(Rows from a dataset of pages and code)

══════════════════════════════

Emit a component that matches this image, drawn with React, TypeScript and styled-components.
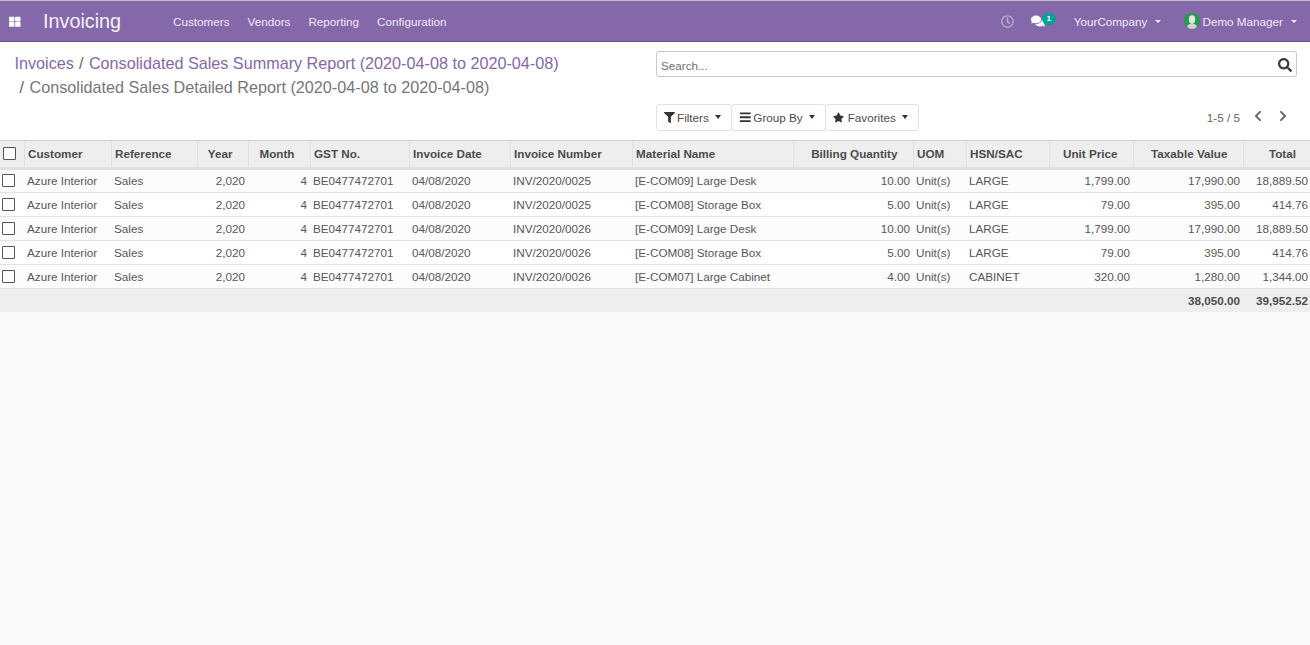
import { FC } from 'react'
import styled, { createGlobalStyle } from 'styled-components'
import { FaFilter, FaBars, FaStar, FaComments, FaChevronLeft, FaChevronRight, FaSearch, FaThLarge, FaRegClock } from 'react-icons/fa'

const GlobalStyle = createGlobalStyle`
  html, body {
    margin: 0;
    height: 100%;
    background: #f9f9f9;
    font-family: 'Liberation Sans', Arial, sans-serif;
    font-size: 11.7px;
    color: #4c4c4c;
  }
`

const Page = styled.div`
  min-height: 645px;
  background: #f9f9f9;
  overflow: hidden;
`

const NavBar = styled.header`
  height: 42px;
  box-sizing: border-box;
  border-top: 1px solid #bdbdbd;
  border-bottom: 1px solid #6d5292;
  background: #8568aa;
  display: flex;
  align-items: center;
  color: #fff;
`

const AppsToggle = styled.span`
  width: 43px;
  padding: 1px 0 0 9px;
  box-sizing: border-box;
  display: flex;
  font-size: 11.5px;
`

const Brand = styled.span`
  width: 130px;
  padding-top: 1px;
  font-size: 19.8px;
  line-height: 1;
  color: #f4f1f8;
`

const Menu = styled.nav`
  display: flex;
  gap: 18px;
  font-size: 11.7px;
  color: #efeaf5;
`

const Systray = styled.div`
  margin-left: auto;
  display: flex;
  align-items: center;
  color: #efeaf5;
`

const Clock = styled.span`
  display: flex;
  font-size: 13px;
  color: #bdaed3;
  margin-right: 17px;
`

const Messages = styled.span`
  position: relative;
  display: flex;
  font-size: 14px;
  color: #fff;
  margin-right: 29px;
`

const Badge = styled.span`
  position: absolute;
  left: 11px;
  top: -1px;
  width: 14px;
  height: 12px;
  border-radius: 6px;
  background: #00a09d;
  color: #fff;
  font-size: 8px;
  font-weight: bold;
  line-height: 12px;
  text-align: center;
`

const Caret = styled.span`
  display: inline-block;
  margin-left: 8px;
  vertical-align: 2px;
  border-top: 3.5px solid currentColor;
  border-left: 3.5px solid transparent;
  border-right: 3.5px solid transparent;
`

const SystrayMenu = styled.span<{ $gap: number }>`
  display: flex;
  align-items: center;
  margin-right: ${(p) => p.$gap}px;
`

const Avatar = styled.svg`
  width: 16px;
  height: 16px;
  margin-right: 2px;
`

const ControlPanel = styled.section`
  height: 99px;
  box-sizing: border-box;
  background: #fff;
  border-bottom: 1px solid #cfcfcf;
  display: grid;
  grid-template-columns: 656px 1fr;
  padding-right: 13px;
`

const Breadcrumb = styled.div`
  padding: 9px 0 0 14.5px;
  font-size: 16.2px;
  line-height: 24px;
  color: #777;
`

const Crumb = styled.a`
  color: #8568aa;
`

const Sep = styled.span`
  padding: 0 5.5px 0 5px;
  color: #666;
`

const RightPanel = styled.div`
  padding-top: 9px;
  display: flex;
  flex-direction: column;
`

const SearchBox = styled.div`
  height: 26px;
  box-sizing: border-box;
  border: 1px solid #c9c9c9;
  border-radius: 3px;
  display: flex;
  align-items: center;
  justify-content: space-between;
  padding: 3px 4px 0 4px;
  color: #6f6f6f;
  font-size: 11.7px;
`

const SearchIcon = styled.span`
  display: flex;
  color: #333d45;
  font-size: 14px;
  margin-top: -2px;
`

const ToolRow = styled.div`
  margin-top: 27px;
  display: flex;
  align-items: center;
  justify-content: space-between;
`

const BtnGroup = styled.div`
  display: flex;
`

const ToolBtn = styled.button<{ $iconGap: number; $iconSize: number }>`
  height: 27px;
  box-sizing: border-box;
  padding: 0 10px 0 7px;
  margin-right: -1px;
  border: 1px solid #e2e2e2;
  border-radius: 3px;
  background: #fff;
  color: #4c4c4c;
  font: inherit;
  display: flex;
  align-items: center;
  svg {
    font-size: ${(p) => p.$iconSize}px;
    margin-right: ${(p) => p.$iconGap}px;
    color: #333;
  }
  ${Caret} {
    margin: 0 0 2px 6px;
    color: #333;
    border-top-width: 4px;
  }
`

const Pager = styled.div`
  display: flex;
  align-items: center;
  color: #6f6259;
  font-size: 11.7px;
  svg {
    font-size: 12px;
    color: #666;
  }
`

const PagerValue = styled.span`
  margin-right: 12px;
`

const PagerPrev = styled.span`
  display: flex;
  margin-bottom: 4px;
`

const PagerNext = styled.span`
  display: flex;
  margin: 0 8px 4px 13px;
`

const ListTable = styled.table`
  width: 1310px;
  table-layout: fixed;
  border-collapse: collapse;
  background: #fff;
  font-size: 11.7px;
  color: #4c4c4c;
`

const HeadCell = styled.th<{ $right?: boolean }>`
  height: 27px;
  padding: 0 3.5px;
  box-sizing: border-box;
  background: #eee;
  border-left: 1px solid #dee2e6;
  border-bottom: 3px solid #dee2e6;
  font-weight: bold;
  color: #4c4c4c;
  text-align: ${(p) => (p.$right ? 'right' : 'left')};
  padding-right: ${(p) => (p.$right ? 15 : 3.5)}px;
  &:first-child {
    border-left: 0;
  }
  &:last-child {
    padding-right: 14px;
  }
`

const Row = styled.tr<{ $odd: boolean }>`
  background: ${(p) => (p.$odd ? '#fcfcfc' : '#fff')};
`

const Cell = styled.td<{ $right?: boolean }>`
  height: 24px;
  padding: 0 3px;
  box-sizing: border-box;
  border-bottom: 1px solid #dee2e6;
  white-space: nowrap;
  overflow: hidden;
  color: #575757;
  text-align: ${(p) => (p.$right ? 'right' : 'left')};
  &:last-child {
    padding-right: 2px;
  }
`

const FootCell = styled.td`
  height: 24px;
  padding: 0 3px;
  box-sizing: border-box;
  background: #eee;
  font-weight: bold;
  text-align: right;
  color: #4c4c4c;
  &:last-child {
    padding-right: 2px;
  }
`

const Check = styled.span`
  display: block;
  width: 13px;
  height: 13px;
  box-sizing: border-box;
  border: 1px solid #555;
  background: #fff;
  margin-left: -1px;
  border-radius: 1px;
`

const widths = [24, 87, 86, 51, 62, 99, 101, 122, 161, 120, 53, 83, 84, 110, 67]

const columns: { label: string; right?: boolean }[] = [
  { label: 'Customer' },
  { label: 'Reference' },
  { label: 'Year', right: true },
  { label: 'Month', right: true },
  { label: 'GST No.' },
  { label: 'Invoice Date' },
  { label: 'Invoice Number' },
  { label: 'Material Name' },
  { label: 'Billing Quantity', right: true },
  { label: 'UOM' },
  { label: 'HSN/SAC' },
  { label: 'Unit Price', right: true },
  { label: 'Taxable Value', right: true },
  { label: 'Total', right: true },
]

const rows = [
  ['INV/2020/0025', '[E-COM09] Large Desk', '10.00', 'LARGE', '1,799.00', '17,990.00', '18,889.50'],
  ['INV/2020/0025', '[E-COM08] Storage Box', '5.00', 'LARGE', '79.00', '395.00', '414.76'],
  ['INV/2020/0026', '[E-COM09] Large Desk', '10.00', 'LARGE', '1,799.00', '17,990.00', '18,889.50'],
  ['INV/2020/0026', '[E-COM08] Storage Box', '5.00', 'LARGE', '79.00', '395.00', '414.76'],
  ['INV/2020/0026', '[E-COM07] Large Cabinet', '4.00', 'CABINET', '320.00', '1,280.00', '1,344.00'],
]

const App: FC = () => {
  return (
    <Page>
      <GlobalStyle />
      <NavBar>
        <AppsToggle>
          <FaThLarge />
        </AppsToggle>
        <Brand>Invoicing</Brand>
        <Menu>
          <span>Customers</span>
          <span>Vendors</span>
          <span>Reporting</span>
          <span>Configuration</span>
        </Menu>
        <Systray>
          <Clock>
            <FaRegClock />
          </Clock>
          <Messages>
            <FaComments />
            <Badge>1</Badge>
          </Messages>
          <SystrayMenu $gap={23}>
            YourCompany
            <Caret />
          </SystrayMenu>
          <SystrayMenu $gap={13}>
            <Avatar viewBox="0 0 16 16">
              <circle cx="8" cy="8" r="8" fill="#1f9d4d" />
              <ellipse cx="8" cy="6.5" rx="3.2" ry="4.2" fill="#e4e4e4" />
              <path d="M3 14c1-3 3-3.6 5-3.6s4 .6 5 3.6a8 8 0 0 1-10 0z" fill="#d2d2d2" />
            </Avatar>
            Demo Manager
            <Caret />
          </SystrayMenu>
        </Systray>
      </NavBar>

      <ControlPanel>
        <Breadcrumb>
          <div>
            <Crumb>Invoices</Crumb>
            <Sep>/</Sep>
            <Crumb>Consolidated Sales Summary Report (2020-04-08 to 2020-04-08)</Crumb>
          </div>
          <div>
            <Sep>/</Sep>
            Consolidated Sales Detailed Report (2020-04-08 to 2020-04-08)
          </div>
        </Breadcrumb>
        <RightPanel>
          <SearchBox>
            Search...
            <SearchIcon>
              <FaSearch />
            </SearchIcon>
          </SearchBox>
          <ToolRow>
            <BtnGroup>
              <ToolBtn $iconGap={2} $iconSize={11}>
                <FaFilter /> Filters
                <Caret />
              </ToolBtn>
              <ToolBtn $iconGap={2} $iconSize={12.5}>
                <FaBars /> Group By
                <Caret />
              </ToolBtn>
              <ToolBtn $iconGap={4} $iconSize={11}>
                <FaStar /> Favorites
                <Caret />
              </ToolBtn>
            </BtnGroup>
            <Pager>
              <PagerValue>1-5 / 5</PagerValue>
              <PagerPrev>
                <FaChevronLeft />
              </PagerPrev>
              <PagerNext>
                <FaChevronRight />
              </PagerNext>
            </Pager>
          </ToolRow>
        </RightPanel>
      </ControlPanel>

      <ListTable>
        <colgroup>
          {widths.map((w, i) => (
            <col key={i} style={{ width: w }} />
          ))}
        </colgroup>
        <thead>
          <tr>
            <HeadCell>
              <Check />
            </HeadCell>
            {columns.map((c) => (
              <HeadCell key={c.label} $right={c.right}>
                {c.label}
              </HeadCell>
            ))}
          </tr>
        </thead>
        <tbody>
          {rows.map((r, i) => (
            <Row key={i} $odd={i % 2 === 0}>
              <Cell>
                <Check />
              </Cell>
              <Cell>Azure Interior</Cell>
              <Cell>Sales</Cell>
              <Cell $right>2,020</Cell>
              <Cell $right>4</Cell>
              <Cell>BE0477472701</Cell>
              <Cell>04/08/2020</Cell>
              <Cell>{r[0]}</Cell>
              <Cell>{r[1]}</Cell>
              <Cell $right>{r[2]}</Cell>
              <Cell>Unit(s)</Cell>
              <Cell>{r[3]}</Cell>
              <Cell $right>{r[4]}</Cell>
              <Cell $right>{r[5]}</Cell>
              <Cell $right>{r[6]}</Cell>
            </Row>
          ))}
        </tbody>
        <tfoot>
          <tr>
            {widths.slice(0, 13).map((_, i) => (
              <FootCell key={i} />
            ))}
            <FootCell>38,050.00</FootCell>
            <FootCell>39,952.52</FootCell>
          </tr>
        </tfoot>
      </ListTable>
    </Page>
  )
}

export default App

══════════════════════════════

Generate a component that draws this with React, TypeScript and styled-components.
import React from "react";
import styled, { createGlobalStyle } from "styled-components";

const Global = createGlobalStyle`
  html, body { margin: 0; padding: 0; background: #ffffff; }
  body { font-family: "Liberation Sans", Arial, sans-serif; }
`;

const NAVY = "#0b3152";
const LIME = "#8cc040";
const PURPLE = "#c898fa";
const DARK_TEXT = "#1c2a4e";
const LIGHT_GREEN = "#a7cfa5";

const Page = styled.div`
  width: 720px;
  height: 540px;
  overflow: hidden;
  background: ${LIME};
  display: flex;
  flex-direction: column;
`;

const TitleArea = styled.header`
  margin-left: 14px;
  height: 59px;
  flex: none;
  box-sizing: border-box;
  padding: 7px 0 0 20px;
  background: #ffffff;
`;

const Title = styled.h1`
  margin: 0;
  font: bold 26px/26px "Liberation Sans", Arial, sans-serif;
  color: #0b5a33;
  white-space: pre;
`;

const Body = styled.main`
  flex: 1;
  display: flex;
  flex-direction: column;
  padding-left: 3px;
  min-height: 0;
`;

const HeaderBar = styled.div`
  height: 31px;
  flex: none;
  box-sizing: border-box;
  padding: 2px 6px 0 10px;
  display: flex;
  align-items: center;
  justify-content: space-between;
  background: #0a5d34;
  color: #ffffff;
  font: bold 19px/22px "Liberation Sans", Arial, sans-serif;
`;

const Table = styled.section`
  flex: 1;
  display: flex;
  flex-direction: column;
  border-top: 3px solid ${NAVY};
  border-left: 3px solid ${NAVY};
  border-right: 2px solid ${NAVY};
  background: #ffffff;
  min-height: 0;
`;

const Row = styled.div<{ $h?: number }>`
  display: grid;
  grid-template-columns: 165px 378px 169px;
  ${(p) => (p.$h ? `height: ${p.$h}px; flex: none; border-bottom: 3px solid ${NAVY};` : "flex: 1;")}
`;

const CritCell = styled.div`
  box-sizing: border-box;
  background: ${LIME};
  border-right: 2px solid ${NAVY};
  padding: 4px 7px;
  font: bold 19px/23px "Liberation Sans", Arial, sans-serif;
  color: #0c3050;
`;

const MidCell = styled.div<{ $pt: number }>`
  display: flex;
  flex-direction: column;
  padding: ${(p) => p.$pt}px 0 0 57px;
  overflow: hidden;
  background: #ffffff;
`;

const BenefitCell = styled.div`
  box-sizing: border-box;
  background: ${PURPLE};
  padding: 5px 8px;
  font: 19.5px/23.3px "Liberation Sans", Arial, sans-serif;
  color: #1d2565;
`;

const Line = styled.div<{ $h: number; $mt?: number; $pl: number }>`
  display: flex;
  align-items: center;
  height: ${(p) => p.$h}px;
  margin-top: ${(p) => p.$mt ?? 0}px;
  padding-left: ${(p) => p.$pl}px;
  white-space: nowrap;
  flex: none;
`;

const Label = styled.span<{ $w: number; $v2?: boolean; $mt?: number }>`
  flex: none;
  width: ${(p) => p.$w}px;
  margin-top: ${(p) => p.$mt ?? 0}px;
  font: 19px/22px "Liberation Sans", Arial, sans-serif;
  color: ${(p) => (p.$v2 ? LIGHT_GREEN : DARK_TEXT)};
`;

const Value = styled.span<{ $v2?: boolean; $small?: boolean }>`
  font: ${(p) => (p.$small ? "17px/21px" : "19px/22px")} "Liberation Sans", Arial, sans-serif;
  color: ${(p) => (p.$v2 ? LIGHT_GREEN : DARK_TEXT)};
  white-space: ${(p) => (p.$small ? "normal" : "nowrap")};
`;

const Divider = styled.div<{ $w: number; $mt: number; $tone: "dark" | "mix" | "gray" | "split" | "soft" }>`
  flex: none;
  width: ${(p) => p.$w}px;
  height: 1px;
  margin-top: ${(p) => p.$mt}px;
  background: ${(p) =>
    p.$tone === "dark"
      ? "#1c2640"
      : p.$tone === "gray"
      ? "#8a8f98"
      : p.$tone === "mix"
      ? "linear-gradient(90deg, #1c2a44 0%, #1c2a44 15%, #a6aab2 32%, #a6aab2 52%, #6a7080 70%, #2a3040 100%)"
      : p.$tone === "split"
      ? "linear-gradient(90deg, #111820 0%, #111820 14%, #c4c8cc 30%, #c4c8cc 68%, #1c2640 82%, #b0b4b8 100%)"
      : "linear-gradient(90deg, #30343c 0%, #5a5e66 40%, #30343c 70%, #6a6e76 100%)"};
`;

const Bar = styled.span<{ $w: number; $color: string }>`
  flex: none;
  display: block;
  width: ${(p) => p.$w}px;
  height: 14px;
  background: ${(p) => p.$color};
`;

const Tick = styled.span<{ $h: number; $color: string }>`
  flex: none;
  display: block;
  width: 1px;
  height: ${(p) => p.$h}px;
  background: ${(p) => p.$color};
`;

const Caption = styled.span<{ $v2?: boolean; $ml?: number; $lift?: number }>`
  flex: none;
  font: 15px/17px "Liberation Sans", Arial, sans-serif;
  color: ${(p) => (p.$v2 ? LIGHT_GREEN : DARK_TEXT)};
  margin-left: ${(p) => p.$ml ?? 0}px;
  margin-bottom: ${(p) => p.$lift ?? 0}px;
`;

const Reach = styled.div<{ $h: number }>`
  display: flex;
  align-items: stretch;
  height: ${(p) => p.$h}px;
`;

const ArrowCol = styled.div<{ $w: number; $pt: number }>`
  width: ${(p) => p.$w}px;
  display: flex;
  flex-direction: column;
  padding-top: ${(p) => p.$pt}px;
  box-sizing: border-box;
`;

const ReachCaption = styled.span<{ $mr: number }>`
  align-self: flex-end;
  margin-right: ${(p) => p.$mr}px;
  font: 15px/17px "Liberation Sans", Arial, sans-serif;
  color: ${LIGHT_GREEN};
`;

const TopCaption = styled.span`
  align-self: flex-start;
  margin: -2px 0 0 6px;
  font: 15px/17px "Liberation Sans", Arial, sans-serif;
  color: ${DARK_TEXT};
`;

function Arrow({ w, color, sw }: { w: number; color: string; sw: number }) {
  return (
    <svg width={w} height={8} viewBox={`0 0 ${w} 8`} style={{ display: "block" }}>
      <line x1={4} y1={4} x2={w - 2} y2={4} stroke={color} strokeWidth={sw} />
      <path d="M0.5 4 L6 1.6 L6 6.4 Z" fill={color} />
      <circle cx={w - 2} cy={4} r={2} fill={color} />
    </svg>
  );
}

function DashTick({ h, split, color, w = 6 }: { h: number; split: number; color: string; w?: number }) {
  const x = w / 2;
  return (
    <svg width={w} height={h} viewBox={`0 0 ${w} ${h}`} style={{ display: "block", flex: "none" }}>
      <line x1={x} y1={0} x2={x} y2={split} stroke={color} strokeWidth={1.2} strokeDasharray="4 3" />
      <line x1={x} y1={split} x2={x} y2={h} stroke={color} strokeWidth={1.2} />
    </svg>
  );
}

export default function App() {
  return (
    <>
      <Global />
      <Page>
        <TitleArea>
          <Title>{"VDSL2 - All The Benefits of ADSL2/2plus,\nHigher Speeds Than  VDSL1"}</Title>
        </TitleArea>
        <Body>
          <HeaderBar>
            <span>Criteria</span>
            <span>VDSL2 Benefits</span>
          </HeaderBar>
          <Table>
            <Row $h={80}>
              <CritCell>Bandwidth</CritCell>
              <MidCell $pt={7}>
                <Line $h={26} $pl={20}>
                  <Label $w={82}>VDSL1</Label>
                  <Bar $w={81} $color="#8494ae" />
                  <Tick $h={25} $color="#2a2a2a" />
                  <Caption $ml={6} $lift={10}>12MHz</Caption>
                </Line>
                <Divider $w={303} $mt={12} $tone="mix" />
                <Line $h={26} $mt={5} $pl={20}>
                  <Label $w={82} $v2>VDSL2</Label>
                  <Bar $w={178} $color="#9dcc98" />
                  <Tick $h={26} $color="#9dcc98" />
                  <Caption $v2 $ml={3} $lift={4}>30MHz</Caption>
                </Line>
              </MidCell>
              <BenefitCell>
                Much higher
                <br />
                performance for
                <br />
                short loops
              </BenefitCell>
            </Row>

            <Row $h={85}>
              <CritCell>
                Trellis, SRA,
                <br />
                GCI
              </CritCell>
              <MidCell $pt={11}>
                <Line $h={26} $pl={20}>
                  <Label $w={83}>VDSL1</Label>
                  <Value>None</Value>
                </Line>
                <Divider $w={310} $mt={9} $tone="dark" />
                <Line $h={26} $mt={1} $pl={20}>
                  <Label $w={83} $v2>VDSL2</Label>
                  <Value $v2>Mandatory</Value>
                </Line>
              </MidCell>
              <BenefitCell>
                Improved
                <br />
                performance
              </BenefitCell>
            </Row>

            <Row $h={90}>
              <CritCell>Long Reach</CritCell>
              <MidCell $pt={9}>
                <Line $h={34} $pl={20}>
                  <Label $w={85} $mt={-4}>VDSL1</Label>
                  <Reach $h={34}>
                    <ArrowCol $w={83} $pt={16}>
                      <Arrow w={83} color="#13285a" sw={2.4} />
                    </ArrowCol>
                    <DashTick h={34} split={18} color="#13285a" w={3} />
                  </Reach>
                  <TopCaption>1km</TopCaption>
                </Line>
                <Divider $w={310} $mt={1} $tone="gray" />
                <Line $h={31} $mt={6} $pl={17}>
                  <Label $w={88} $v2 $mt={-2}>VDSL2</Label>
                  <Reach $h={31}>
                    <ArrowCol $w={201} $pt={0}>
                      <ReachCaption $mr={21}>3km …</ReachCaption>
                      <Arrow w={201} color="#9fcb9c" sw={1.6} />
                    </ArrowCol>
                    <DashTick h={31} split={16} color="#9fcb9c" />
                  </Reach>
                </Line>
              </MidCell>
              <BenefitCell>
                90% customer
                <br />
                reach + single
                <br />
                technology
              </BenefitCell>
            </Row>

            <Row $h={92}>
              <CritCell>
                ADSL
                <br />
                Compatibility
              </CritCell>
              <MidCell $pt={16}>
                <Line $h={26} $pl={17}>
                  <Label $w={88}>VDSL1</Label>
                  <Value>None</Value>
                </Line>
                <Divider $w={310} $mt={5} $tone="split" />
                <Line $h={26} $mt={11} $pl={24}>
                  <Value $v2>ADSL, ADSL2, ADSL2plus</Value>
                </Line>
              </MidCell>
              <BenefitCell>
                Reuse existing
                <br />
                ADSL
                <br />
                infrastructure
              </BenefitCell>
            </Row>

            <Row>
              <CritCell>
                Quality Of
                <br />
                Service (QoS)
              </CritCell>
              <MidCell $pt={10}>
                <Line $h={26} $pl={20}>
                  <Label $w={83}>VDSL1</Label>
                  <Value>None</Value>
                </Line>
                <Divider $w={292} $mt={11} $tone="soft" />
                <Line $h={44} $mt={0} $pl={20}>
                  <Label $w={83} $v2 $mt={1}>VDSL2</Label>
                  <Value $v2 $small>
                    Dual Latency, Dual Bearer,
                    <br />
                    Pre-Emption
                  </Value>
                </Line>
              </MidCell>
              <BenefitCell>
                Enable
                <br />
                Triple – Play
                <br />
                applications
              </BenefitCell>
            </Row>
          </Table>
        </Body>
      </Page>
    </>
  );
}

══════════════════════════════

▸ **WHAT IS BEING ASKED**
Except for the pictures, write out exactly the lines from the line that contains "Emit a component" through the line that contains "FaSearch, FaThLarge, FaRegClock", including both.

▸ **RESULT**
Emit a component that matches this image, drawn with React, TypeScript and styled-components.
import { FC } from 'react'
import styled, { createGlobalStyle } from 'styled-components'
import { FaFilter, FaBars, FaStar, FaComments, FaChevronLeft, FaChevronRight, FaSearch, FaThLarge, FaRegClock } from 'react-icons/fa'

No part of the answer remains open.